Development of XAI-Based Explainable Planning Management for Chl-a Reduction

This study presents an explainable artificial intelligence (XAI)-based explainable planning management (EPM) framework designed to provide interpretable prediction-driven insights for water quality management. Although deep learning models such as the multi-layer perceptron (MLP) effectively predict water quality indicators, they have limited interpretability and practical use. To address this limitation, Shapley additive explanations (SHAP) were applied to quantify each input feature’s contribution to model-predicted chlorophyll-a (Chl-a) values and to support the construction of scenario-based analyses. The proposed framework was applied at the Dasan water quality observation station in the Nakdong river basin, Republic of Korea. Daily water quality data from 2014 to 2023 were used for model training, and 2024 data were used for prediction.
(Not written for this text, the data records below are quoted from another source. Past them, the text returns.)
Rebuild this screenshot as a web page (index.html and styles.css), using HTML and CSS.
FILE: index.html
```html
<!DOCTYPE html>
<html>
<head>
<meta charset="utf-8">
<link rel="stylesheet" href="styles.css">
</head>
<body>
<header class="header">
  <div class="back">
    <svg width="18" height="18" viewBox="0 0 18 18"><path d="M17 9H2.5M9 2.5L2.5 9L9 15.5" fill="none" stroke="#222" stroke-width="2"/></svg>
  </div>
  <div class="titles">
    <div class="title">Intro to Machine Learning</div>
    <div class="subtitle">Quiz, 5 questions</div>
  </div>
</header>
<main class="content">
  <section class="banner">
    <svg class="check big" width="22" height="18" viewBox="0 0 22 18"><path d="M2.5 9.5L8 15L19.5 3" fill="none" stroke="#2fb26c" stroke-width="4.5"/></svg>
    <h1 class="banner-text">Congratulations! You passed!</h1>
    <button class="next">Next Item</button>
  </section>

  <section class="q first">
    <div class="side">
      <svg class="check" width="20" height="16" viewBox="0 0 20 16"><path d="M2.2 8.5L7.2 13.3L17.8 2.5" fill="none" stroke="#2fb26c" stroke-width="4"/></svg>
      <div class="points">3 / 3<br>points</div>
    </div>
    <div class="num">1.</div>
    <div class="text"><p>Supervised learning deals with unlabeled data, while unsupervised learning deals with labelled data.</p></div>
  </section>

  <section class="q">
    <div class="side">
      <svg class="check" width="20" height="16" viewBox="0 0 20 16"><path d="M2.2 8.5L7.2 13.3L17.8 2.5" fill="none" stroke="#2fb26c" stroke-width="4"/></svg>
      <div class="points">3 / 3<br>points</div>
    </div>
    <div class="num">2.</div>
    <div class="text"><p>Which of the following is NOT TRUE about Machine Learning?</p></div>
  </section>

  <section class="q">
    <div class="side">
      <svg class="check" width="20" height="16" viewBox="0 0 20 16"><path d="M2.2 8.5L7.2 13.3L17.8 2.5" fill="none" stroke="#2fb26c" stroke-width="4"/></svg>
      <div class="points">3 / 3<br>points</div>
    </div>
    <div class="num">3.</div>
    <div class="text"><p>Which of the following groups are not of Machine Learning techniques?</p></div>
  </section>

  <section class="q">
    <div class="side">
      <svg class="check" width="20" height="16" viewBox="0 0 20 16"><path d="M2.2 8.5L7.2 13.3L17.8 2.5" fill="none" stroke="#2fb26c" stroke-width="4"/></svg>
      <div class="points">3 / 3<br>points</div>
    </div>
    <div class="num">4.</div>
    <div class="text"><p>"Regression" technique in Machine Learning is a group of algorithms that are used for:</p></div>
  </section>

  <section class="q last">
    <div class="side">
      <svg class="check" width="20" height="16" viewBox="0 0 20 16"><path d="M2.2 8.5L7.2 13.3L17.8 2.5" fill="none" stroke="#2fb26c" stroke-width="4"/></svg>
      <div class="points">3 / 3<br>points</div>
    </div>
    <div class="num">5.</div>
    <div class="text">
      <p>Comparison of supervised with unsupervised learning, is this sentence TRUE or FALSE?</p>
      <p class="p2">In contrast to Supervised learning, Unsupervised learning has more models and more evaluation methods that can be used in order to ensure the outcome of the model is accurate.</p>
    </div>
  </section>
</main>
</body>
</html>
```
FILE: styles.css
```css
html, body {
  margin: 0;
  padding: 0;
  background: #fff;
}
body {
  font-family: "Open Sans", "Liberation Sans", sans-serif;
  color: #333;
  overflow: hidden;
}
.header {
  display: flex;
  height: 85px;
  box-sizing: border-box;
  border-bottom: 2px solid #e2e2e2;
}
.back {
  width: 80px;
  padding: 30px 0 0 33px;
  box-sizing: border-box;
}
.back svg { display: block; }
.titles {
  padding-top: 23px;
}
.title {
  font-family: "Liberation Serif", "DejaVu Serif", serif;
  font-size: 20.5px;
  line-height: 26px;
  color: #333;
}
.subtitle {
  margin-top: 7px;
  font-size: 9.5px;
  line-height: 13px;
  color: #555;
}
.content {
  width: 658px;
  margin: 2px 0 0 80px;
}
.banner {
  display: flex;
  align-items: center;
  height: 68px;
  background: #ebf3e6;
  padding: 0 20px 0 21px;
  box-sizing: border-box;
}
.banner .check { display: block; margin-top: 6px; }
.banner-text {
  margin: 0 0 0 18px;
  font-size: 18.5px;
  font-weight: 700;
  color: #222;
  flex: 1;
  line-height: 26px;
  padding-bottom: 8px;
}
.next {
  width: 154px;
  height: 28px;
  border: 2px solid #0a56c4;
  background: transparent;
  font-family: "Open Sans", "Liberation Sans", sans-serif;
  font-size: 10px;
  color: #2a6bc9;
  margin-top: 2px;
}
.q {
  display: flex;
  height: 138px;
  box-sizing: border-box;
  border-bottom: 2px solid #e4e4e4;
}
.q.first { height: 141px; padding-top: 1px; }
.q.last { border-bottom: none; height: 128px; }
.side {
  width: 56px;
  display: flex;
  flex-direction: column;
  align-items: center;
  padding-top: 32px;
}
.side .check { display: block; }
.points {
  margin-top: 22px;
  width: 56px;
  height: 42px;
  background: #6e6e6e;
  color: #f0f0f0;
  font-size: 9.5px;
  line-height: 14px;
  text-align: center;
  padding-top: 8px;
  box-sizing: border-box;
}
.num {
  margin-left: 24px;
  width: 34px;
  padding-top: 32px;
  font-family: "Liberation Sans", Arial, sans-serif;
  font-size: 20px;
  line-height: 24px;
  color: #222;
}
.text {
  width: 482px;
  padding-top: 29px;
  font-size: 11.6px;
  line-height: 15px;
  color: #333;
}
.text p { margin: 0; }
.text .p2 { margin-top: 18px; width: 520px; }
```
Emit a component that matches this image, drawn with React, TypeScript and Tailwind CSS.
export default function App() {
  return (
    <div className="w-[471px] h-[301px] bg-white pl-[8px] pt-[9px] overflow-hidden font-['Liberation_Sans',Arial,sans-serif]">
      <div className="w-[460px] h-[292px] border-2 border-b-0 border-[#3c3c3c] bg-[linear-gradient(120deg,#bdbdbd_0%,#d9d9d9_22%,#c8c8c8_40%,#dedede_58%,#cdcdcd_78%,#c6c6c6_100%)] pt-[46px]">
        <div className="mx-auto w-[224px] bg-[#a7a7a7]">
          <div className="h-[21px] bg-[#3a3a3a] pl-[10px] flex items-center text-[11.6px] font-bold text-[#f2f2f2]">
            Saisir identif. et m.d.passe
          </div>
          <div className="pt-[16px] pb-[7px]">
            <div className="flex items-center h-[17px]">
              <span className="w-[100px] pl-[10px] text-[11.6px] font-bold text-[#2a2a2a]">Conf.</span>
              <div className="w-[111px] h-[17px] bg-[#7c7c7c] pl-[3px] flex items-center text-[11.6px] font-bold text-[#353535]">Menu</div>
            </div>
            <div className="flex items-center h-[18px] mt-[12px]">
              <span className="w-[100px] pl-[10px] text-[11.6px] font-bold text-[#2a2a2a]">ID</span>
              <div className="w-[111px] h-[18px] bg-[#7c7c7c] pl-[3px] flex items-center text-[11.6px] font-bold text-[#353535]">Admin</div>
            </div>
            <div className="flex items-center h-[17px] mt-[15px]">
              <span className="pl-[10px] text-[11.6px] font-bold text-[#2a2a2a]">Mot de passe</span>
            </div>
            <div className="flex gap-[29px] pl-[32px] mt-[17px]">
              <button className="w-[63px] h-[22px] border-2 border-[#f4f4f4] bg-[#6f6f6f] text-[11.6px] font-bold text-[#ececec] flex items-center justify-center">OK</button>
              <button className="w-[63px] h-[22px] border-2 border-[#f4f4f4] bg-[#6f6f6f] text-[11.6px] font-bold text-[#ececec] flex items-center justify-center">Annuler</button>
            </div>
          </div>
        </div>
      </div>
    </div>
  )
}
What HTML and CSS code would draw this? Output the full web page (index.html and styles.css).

The model excluding turbidity achieved the lowest root mean squared error (RMSE) of 7.3922. Scenario analyses were performed by varying Chl-a(t−1) and major variables in 10% increments, guided by influence identified through SHAP analysis. Results indicated that pH, which had the highest Shapley value excluding Chl-a(t−1), was the most influential variable, reducing algal bloom warning occurrences by up to 34%. These results demonstrate that the proposed EPM framework enhances interpretability and supports the exploration of prediction-based planning strategies, without implying causal or mechanistic relationships among water quality variables.